> **Required work**
Skip the pictures. Reproduce all other material exactly.

> **Dataset excerpt**
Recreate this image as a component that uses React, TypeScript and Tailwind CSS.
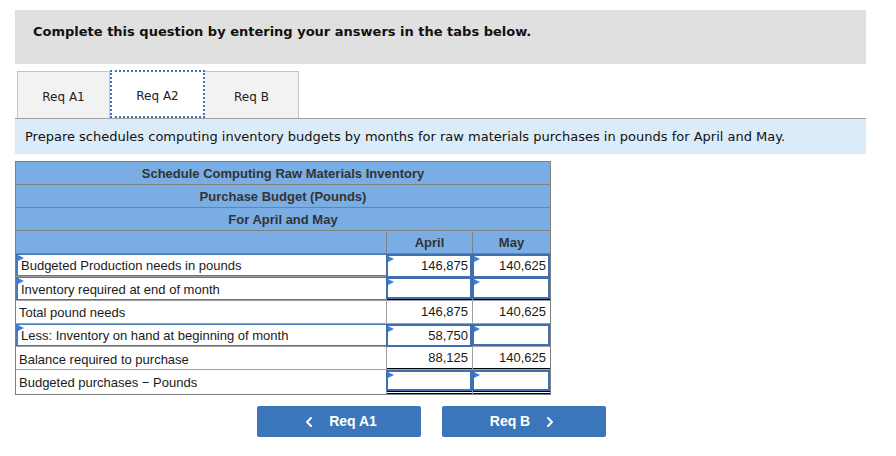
import { ChevronLeft, ChevronRight } from 'lucide-react'

type Cell = { value: string; input: boolean }
type Row = { label: string; inputLabel: boolean; april: Cell; may: Cell; line?: 'single' | 'double' }

const rows: Row[] = [
    { label: 'Budgeted Production needs in pounds', inputLabel: true, april: { value: '146,875', input: true }, may: { value: '140,625', input: true } },
    { label: 'Inventory required at end of month', inputLabel: true, april: { value: '', input: true }, may: { value: '', input: true }, line: 'single' },
    { label: 'Total pound needs', inputLabel: false, april: { value: '146,875', input: false }, may: { value: '140,625', input: false } },
    { label: 'Less: Inventory on hand at beginning of month', inputLabel: true, april: { value: '58,750', input: true }, may: { value: '', input: true } },
    { label: 'Balance required to purchase', inputLabel: false, april: { value: '88,125', input: false }, may: { value: '140,625', input: false }, line: 'single' },
    { label: 'Budgeted purchases − Pounds', inputLabel: false, april: { value: '', input: true }, may: { value: '', input: true }, line: 'double' }
]

const Flag = () => (
    <svg className="absolute left-0 top-0" width="6" height="7" viewBox="0 0 6 7">
        <polygon points="0,0 6,3 0,6" fill="#3b7fd6" />
    </svg>
)

const ValueCell = ({ cell, width, line }: { cell: Cell; width: string; line?: 'single' | 'double' }) => {
    const bottom = line === 'double' ? 'border-b-[3px] border-double border-b-black' : line === 'single' ? 'border-b border-b-black' : ''
    return (
        <div className={`${width} h-full border-l border-[#a0a0a0] flex flex-col`}>
            {cell.input ? (
                <div className="relative flex-1 -ml-px border-2 border-[#3f6fae] bg-white flex items-center justify-end pr-[2px]">
                    <Flag />
                    {cell.value}
                </div>
            ) : (
                <div className="flex-1 flex items-center justify-end pr-[4px]">{cell.value}</div>
            )}
            {line && <div className={`h-0 ${bottom}`} />}
        </div>
    )
}

export default function App() {
    return (
        <div className="w-[896px] h-[456px] bg-white pl-[15px] pt-[10px]" style={{ fontFamily: '"DejaVu Sans", Verdana, sans-serif' }}>
            <div className="w-[851px] h-[54px] bg-[#e0e0e0] pl-[18px] pt-[12px]">
                <p className="text-[13px] font-bold text-[#111]">Complete this question by entering your answers in the tabs below.</p>
            </div>

            <div className="w-[851px] mt-[7px] flex pl-[2px] border-b border-[#a0a0a0] h-[48px]">
                <div className="w-[93px] h-[47px] pt-[3px] bg-[#f2f2f2] border border-b-0 border-[#c4c4c4] flex items-center justify-center text-[12px] text-[#222]">Req A1</div>
                <div className="w-[95px] h-[48px] pt-[3px] bg-white border-2 border-dotted border-[#3d72b8] -mt-[1px] flex items-center justify-center text-[12px] text-[#222]">Req A2</div>
                <div className="w-[94px] h-[47px] pt-[3px] bg-[#f2f2f2] border border-b-0 border-l-0 border-[#c4c4c4] flex items-center justify-center text-[12px] text-[#222]">Req B</div>
            </div>

            <div className="w-[851px] h-[35px] bg-[#dbecf8] flex items-center pl-[10px] pt-[1px]">
                <p className="text-[13px] text-[#111]">Prepare schedules computing inventory budgets by months for raw materials purchases in pounds for April and May.</p>
            </div>

            <div
                className="mt-[7px] w-[536px] border border-[#808080] text-[13px] text-[#1a1a1a]"
                style={{ fontFamily: '"Liberation Sans", Arial, sans-serif' }}
            >
                {['Schedule Computing Raw Materials Inventory', 'Purchase Budget (Pounds)', 'For April and May'].map((t) => (
                    <div key={t} className="h-[23px] pt-[1px] bg-[#79ade3] border-b border-[#808080] flex items-center justify-center font-bold text-[#333]">
                        {t}
                    </div>
                ))}
                <div className="h-[23px] pt-[1px] bg-[#79ade3] border-b border-[#808080] flex font-bold text-[#333]">
                    <div className="w-[370px]" />
                    <div className="w-[86px] border-l border-[#808080] flex items-center justify-center">April</div>
                    <div className="w-[78px] border-l border-[#808080] flex items-center justify-center">May</div>
                </div>
                {rows.map((r, i) => (
                    <div key={r.label} className={`h-[23.3px] flex ${i < rows.length - 1 ? 'border-b border-[#a0a0a0]' : ''}`}>
                        <div
                            className={`relative w-[370px] h-full flex items-center pl-[3px] pt-[2px] ${
                                r.inputLabel ? 'border-l-2 border-y border-[#4a78b8]' : ''
                            }`}
                        >
                            {r.inputLabel && <Flag />}
                            {r.label}
                        </div>
                        <ValueCell cell={r.april} width="w-[86px]" line={r.line} />
                        <ValueCell cell={r.may} width="w-[78px]" line={r.line} />
                    </div>
                ))}
            </div>

            <div className="flex gap-[21px] ml-[242px] mt-[11px]" style={{ fontFamily: '"Liberation Sans", Arial, sans-serif' }}>
                <button className="w-[164px] h-[31px] pt-[1px] rounded-[2px] bg-[#3b76ba] text-white font-bold text-[14px] flex items-center justify-center gap-[12px]">
                    <ChevronLeft size={16} strokeWidth={3} />
                    Req A1
                </button>
                <button className="w-[164px] h-[31px] pt-[1px] rounded-[2px] bg-[#3b76ba] text-white font-bold text-[14px] flex items-center justify-center gap-[12px]">
                    Req B
                    <ChevronRight size={16} strokeWidth={3} />
                </button>
            </div>
        </div>
    )
}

> **Written answer**
Recreate this image as a component that uses React, TypeScript and Tailwind CSS.
import { ChevronLeft, ChevronRight } from 'lucide-react'

type Cell = { value: string; input: boolean }
type Row = { label: string; inputLabel: boolean; april: Cell; may: Cell; line?: 'single' | 'double' }

const rows: Row[] = [
    { label: 'Budgeted Production needs in pounds', inputLabel: true, april: { value: '146,875', input: true }, may: { value: '140,625', input: true } },
    { label: 'Inventory required at end of month', inputLabel: true, april: { value: '', input: true }, may: { value: '', input: true }, line: 'single' },
    { label: 'Total pound needs', inputLabel: false, april: { value: '146,875', input: false }, may: { value: '140,625', input: false } },
    { label: 'Less: Inventory on hand at beginning of month', inputLabel: true, april: { value: '58,750', input: true }, may: { value: '', input: true } },
    { label: 'Balance required to purchase', inputLabel: false, april: { value: '88,125', input: false }, may: { value: '140,625', input: false }, line: 'single' },
    { label: 'Budgeted purchases − Pounds', inputLabel: false, april: { value: '', input: true }, may: { value: '', input: true }, line: 'double' }
]

const Flag = () => (
    <svg className="absolute left-0 top-0" width="6" height="7" viewBox="0 0 6 7">
        <polygon points="0,0 6,3 0,6" fill="#3b7fd6" />
    </svg>
)

const ValueCell = ({ cell, width, line }: { cell: Cell; width: string; line?: 'single' | 'double' }) => {
    const bottom = line === 'double' ? 'border-b-[3px] border-double border-b-black' : line === 'single' ? 'border-b border-b-black' : ''
    return (
        <div className={`${width} h-full border-l border-[#a0a0a0] flex flex-col`}>
            {cell.input ? (
                <div className="relative flex-1 -ml-px border-2 border-[#3f6fae] bg-white flex items-center justify-end pr-[2px]">
                    <Flag />
                    {cell.value}
                </div>
            ) : (
                <div className="flex-1 flex items-center justify-end pr-[4px]">{cell.value}</div>
            )}
            {line && <div className={`h-0 ${bottom}`} />}
        </div>
    )
}

export default function App() {
    return (
        <div className="w-[896px] h-[456px] bg-white pl-[15px] pt-[10px]" style={{ fontFamily: '"DejaVu Sans", Verdana, sans-serif' }}>
            <div className="w-[851px] h-[54px] bg-[#e0e0e0] pl-[18px] pt-[12px]">
                <p className="text-[13px] font-bold text-[#111]">Complete this question by entering your answers in the tabs below.</p>
            </div>

            <div className="w-[851px] mt-[7px] flex pl-[2px] border-b border-[#a0a0a0] h-[48px]">
                <div className="w-[93px] h-[47px] pt-[3px] bg-[#f2f2f2] border border-b-0 border-[#c4c4c4] flex items-center justify-center text-[12px] text-[#222]">Req A1</div>
                <div className="w-[95px] h-[48px] pt-[3px] bg-white border-2 border-dotted border-[#3d72b8] -mt-[1px] flex items-center justify-center text-[12px] text-[#222]">Req A2</div>
                <div className="w-[94px] h-[47px] pt-[3px] bg-[#f2f2f2] border border-b-0 border-l-0 border-[#c4c4c4] flex items-center justify-center text-[12px] text-[#222]">Req B</div>
            </div>

            <div className="w-[851px] h-[35px] bg-[#dbecf8] flex items-center pl-[10px] pt-[1px]">
                <p className="text-[13px] text-[#111]">Prepare schedules computing inventory budgets by months for raw materials purchases in pounds for April and May.</p>
            </div>

            <div
                className="mt-[7px] w-[536px] border border-[#808080] text-[13px] text-[#1a1a1a]"
                style={{ fontFamily: '"Liberation Sans", Arial, sans-serif' }}
            >
                {['Schedule Computing Raw Materials Inventory', 'Purchase Budget (Pounds)', 'For April and May'].map((t) => (
                    <div key={t} className="h-[23px] pt-[1px] bg-[#79ade3] border-b border-[#808080] flex items-center justify-center font-bold text-[#333]">
                        {t}
                    </div>
                ))}
                <div className="h-[23px] pt-[1px] bg-[#79ade3] border-b border-[#808080] flex font-bold text-[#333]">
                    <div className="w-[370px]" />
                    <div className="w-[86px] border-l border-[#808080] flex items-center justify-center">April</div>
                    <div className="w-[78px] border-l border-[#808080] flex items-center justify-center">May</div>
                </div>
                {rows.map((r, i) => (
                    <div key={r.label} className={`h-[23.3px] flex ${i < rows.length - 1 ? 'border-b border-[#a0a0a0]' : ''}`}>
                        <div
                            className={`relative w-[370px] h-full flex items-center pl-[3px] pt-[2px] ${
                                r.inputLabel ? 'border-l-2 border-y border-[#4a78b8]' : ''
                            }`}
                        >
                            {r.inputLabel && <Flag />}
                            {r.label}
                        </div>
                        <ValueCell cell={r.april} width="w-[86px]" line={r.line} />
                        <ValueCell cell={r.may} width="w-[78px]" line={r.line} />
                    </div>
                ))}
            </div>

            <div className="flex gap-[21px] ml-[242px] mt-[11px]" style={{ fontFamily: '"Liberation Sans", Arial, sans-serif' }}>
                <button className="w-[164px] h-[31px] pt-[1px] rounded-[2px] bg-[#3b76ba] text-white font-bold text-[14px] flex items-center justify-center gap-[12px]">
                    <ChevronLeft size={16} strokeWidth={3} />
                    Req A1
                </button>
                <button className="w-[164px] h-[31px] pt-[1px] rounded-[2px] bg-[#3b76ba] text-white font-bold text-[14px] flex items-center justify-center gap-[12px]">
                    Req B
                    <ChevronRight size={16} strokeWidth={3} />
                </button>
            </div>
        </div>
    )
}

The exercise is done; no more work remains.